The final week hits different when you’re living inside the DynasDee ecosystem, a place where Points For is religion, trade accusations fly like late-season waiver bids, and half the league insists that fate, not poor management, is what’s keeping them from immortality.

The 2025 Fantasy Football Playoff race is a gauntlet of overachievers, underachievers, trade-deniers, matchup luck merchants, and one team that should probably be investigated by the league office.

This is the Bubble Watch, where every roster move gets scrutinized, every collapse gets magnified, and every playoff possibility gets litigated like a trade involving Ladd McConkey.

Let’s go tier-by-tier.

Secured 1st Round Bye

James Levi | The Blueprint

There’s dominance, and then there’s whatever James Levi has been doing all year.

Unequivocally, the best team in the league from Week 3 to now, Levi built the kind of roster usually reserved for YouTubers making “idealized draft strategy” videos. But the defining moment, the one insiders will be talking about long after this season ends, was the heist-level trade for James Cook, a move that fortified his RB room and effectively punched his ticket to the championship before Halloween.

James hasn’t just been good, he’s been inevitable.
The league has spent the year trying to convince itself otherwise.

Playoff Locks

Max Brown | The Accidentally Dangerous Contender

Max Brown isn’t reading this.
He’s not checking projections, he’s not scrolling waivers, and he’s not analyzing matchups unless someone tells him to.

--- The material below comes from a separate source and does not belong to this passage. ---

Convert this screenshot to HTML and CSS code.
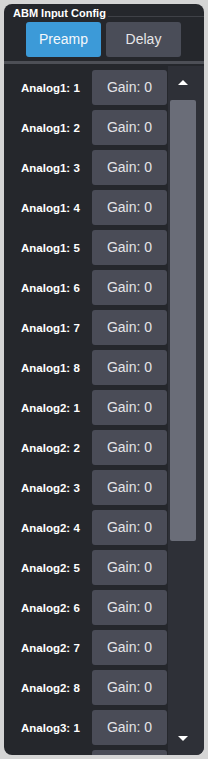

And yet… here he is. Again.

Every fantasy league has That Guy, the one who cares the least but somehow ends up in the promised land while the spreadsheet psychos and trade-machine addicts sit at home wondering what cosmic sins they committed.

Max’s team has been buoyed all season by a hilarious, borderline historical, run of underperforming opponents. His Points Against is a joke, a meme, a glitch in the fantasy matrix.

But come playoff time?
The football gods stop taking requests.
Margins get thin.
Matchup luck runs out.

Max is locked in, but whether he can survive actual turbulence is another story entirely.

Basically a Playoff Lock

Samir Hadaad | The Quiet Contender With Loud Results

Samir is the league’s stealth bomber. One of the strongest managers all year, yet somehow still discussed like he’s sneaking into the playoffs through a side entrance.

He’s basically in unless multiple teams drop simultaneous 300-point nuclear performances, but he has an actual path to a 1st-round bye:

  • Beat Liam

     

  • Max Brown loses

     

That’s it.

Samir’s midseason moves have aged beautifully. Shipping Omarion Hampton for Drake London and a ’26 first felt risky at the time, but the late-season emergence of Dowdle and Vidal flooded his RB room with unexpected stability.

This is how contenders operate, identify value, remove emotion, and pray the waiver wire gods bless you just one more time.

Samir hasn’t flown under the radar, everyone just forgot to check the radar.

Should Be In

Chris Leahy | The Chaos Manager Who Found the Light

Chris has been the league’s most dramatic manager, part visionary, part arsonist, part mad scientist, depending on which week you caught him.

Here’s how Chris clinches:

  • Win against Bleier

  OR

  • Lose, and either Liam or Phil loses their matchup.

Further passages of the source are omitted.